From the mod_pubsub FAQ:
What is mod_pubsub?
mod_pubsub is a set of libraries, tools, and scripts that enable publish and subscribe messaging over HTTP. mod_pubsub extends Apache by running within its mod_perl Web Server module.
What's the benefit of developing with mod_pubsub?
Real-time data delivery to and from Web Browsers without refreshing; without installing client-side software; and without Applets, ActiveX, or Plug-ins. This is useful for live portals and dashboards, and Web Browser notifications.
Jabber also saw a publish/subscribe mechanism as an important feature.
I won't argue with those who have posted here that some alternative to the "pull" technology of RSS would be very useful. But...
The biggest problem I see isn't newsreaders but blogs. Somebody throws together a blog, inserts a little gizmo to display one of my feeds & then the page draws down the RSS every time the page is reloaded. Given the back-and-forth nature of a lot of folks' web browsing pattern, that means a single user might draw down one of my feeds 10-15 times in a 5 minute span.

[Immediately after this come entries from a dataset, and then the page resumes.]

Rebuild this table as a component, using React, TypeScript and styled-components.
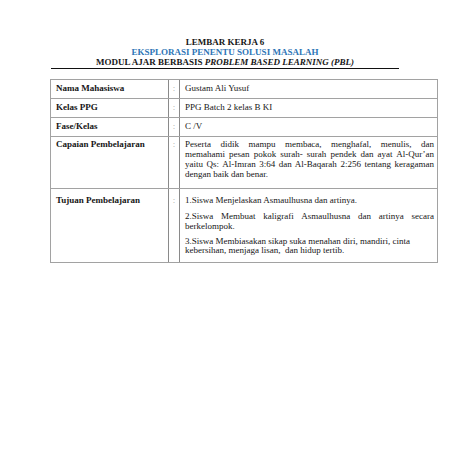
import React from "react";
import styled, { createGlobalStyle } from "styled-components";

const Global = createGlobalStyle`
  html, body { margin: 0; padding: 0; background: #ffffff; }
  body { font-family: "Liberation Serif", "Times New Roman", serif; color: #161616; }
`;

const Page = styled.div`
  width: 452px;
  height: 452px;
  box-sizing: border-box;
  padding: 37px 0 0 50px;
  background: #ffffff;
`;

const Header = styled.header`
  width: 348px;
  margin-left: 1px;
  padding-bottom: 1px;
  border-bottom: 1.5px solid #111;
  text-align: center;
  font-size: 9px;
  line-height: 10px;
  font-weight: 700;
`;

const HeadLine = styled.div<{ $blue?: boolean }>`
  color: ${(p) => (p.$blue ? "#2e75b6" : "#161616")};
  white-space: nowrap;
`;

const Table = styled.div`
  width: 388px;
  box-sizing: border-box;
  margin-top: 10px;
  border: 1px solid #a2a2a2;
`;

const Row = styled.div<{ $pt: number; $pb: number; $last?: boolean }>`
  display: grid;
  grid-template-columns: 117px 11px 1fr;
  border-bottom: ${(p) => (p.$last ? "none" : "1px solid #a2a2a2")};
  & > * {
    padding-top: ${(p) => p.$pt}px;
    padding-bottom: ${(p) => p.$pb}px;
  }
`;

const Label = styled.div`
  padding-left: 5px;
  font-size: 9px;
  line-height: 10px;
  font-weight: 700;
  white-space: nowrap;
`;

const Colon = styled.div`
  border-left: 1px solid #8a8a8a;
  text-align: center;
  font-size: 9px;
  line-height: 10px;
  color: #a5a5a5;
`;

const Value = styled.div`
  border-left: 1px solid #8a8a8a;
  padding-left: 5px;
  padding-right: 3px;
  font-size: 9px;
  line-height: 10px;
`;

const Para = styled.div<{ $gap?: number; $lh?: number }>`
  margin-top: ${(p) => p.$gap ?? 0}px;
  line-height: ${(p) => p.$lh ?? 10}px;
`;

const Line = styled.div<{ $justify?: boolean }>`
  white-space: ${(p) => (p.$justify ? "normal" : "nowrap")};
  text-align: ${(p) => (p.$justify ? "justify" : "left")};
  text-align-last: ${(p) => (p.$justify ? "justify" : "left")};
`;

export default function App() {
  return (
    <Page>
      <Global />
      <Header>
        <HeadLine>LEMBAR KERJA 6</HeadLine>
        <HeadLine $blue>EKSPLORASI PENENTU SOLUSI MASALAH</HeadLine>
        <HeadLine>
          MODUL AJAR BERBASIS <i>PROBLEM BASED LEARNING (PBL)</i>
        </HeadLine>
      </Header>
      <Table>
        <Row $pt={3} $pb={5}>
          <Label>Nama Mahasiswa</Label>
          <Colon>:</Colon>
          <Value>Gustam Ali Yusuf</Value>
        </Row>
        <Row $pt={3} $pb={5}>
          <Label>Kelas PPG</Label>
          <Colon>:</Colon>
          <Value>PPG Batch 2 kelas B KI</Value>
        </Row>
        <Row $pt={3} $pb={5}>
          <Label>Fase/Kelas</Label>
          <Colon>:</Colon>
          <Value>C /V</Value>
        </Row>
        <Row $pt={2} $pb={9}>
          <Label>Capaian Pembelajaran</Label>
          <Colon>:</Colon>
          <Value>
            <Line $justify>Peserta didik mampu membaca, menghafal, menulis, dan</Line>
            <Line $justify>memahami pesan pokok surah- surah pendek dan ayat Al-Qur’an</Line>
            <Line $justify>yaitu Qs: Al-Imran 3:64 dan Al-Baqarah 2:256 tentang keragaman</Line>
            <Line>dengan baik dan benar.</Line>
          </Value>
        </Row>
        <Row $pt={6} $pb={7} $last>
          <Label>Tujuan Pembelajaran</Label>
          <Colon>:</Colon>
          <Value>
            <Para>
              <Line>1.Siswa Menjelaskan Asmaulhusna dan artinya.</Line>
            </Para>
            <Para $gap={6}>
              <Line $justify>2.Siswa Membuat kaligrafi Asmaulhusna dan artinya secara</Line>
              <Line>berkelompok.</Line>
            </Para>
            <Para $gap={6} $lh={9}>
              <Line>3.Siswa Membiasakan sikap suka menahan diri, mandiri, cinta</Line>
              <Line>kebersihan, menjaga lisan,&nbsp; dan hidup tertib.</Line>
            </Para>
          </Value>
        </Row>
      </Table>
    </Page>
  );
}
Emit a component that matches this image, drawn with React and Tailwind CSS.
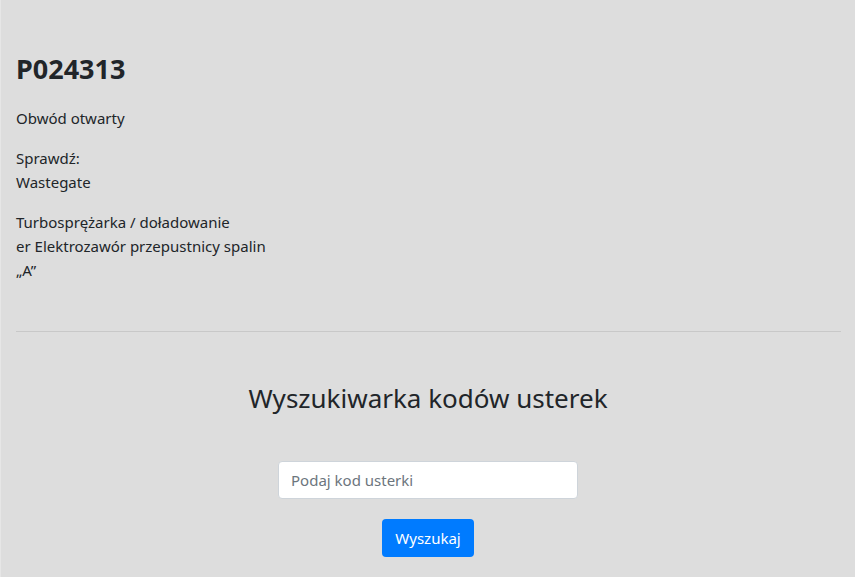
export default function App() {
  return (
    <div className="min-h-[577px] bg-[#dddddd] border-l border-[#e6e6e6] font-['Noto_Sans',sans-serif] text-[#212529] text-[15px] leading-6">
      <div className="px-[15px] pt-[53px]">
        <h2 className="text-[27px] leading-[31px] font-bold">P024313</h2>
        <p className="mt-[22px] mb-4">Obwód otwarty</p>
        <p className="mb-4">
          Sprawdź:
          <br />
          Wastegate
        </p>
        <p>
          Turbosprężarka / doładowanie
          <br />
          er Elektrozawór przepustnicy spalin
          <br />
          „A”
        </p>
        <hr className="mt-[49px] mr-[-1px] border-t border-[#c8c8c8]" />
        <h3 className="mt-[50px] text-center text-[26px] leading-[32px] font-normal">
          Wyszukiwarka kodów usterek
        </h3>
        <form className="mt-[47px] flex flex-col items-center" onSubmit={(e) => e.preventDefault()}>
          <input
            type="text"
            placeholder="Podaj kod usterki"
            className="w-[300px] h-[38px] px-3 bg-white border border-[#ced4da] rounded text-[15px] text-[#495057] placeholder:text-[#6c757d] outline-none"
          />
          <button
            type="submit"
            className="mt-5 h-[38px] px-[13px] bg-[#007bff] text-white rounded text-[15px]"
          >
            Wyszukaj
          </button>
        </form>
      </div>
    </div>
  );
}
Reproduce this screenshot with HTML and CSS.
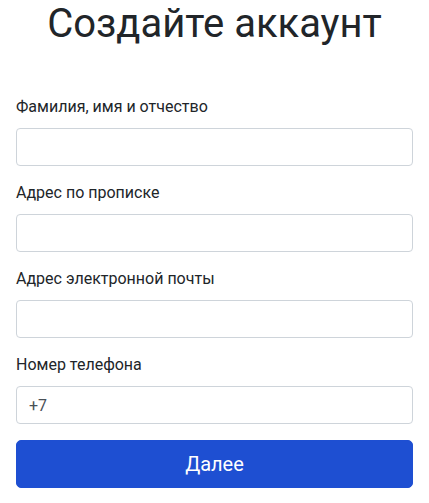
FILE: index.html
```html
<!DOCTYPE html>
<html lang="ru">
<head>
<meta charset="utf-8">
<title>Создайте аккаунт</title>
<link rel="stylesheet" href="styles.css">
</head>
<body>
<main class="page">
  <h1 class="title">Создайте аккаунт</h1>
  <form class="form">
    <div class="group">
      <label class="label" for="fio">Фамилия, имя и отчество</label>
      <input class="control" id="fio" type="text">
    </div>
    <div class="group">
      <label class="label" for="addr">Адрес по прописке</label>
      <input class="control" id="addr" type="text">
    </div>
    <div class="group">
      <label class="label" for="email">Адрес электронной почты</label>
      <input class="control" id="email" type="email">
    </div>
    <div class="group">
      <label class="label" for="phone">Номер телефона</label>
      <input class="control" id="phone" type="tel" value="+7">
    </div>
    <button class="btn" type="button">Далее</button>
  </form>
</main>
</body>
</html>
```

FILE: styles.css
```css
* { box-sizing: border-box; }
html, body { margin: 0; padding: 0; background: #fff; }
body {
  font-family: Roboto, "Liberation Sans", Arial, sans-serif;
  color: #212529;
}
.page {
  width: 429px;
  padding: 0 16px;
}
.title {
  margin: 0 0 47px;
  font-size: 40px;
  line-height: 48px;
  font-weight: 400;
  text-align: center;
  color: #212529;
}
.form {
  display: flex;
  flex-direction: column;
}
.group {
  display: flex;
  flex-direction: column;
  margin-bottom: 15px;
}
.label {
  font-size: 16px;
  line-height: 24px;
  margin-bottom: 9px;
  color: #212529;
}
.control {
  display: block;
  width: 100%;
  height: 38px;
  padding: 6px 12px;
  font-family: Roboto, "Liberation Sans", Arial, sans-serif;
  font-size: 16px;
  line-height: 24px;
  color: #495057;
  background: #fff;
  border: 1px solid #ced4da;
  border-radius: 4px;
  outline: none;
}
.btn {
  display: block;
  width: 100%;
  height: 48px;
  margin-top: 1px;
  padding: 8px 16px;
  font-family: Roboto, "Liberation Sans", Arial, sans-serif;
  font-size: 20px;
  line-height: 30px;
  font-weight: 400;
  color: #fff;
  background: #1e4fd2;
  border: 1px solid #1e4fd2;
  border-radius: 5px;
  cursor: pointer;
}
```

Now, why couldn't the blogger's software be set to load & cache a copy of the newsfeed according to a schedule?
The honorable mention for RSS abuse goes to the system administrator who set up a newreader screen saver that pulled one of my feeds. He then installed the screen saver on every PC in every office of his company. Every time the screen saver activated, POW! one feed drawn down...
"Obviously, I'm not an IBM computer any more than I'm an ashtray" (Bob Dylan)
The ICE syndication protocol has solved this. See http://www.icestandard.org.
The short version is that ICE is far more bandwidth efficient than RSS because:
- the syndicator and subscriber can negotiate whether to push or pull the content. So if the network allows for true push, the syndicator can push the updates, which is most efficient. This eliminates all of the "check every hour" that crushes RSS syndicators. And while many home users are behind NAT, web sites aren't, and web sites generate tons of syndication traffic that could be handled way more efficiently by ICE. Push means that there are many fewer updates transmitted, and that the updates that are sent are more timely.
- ICE supports incremental updates, so the syndicator can send only the new or changed information. This means that the updates that are transmitted are far more efficient. For example, rather than responding to 99% of updates with "here are the same ten stories I sent you last time" you can reply with a tiny "no new stories" message.
- ICE also has a scheduling mechanism, so you can tell a subscriber exactly how often you update (e.g. hourly, 9-5, Monday-Friday). This means that even for polling, you're not wasting resources being polled all night. This saves tons of bandwidth for people doing pull updates.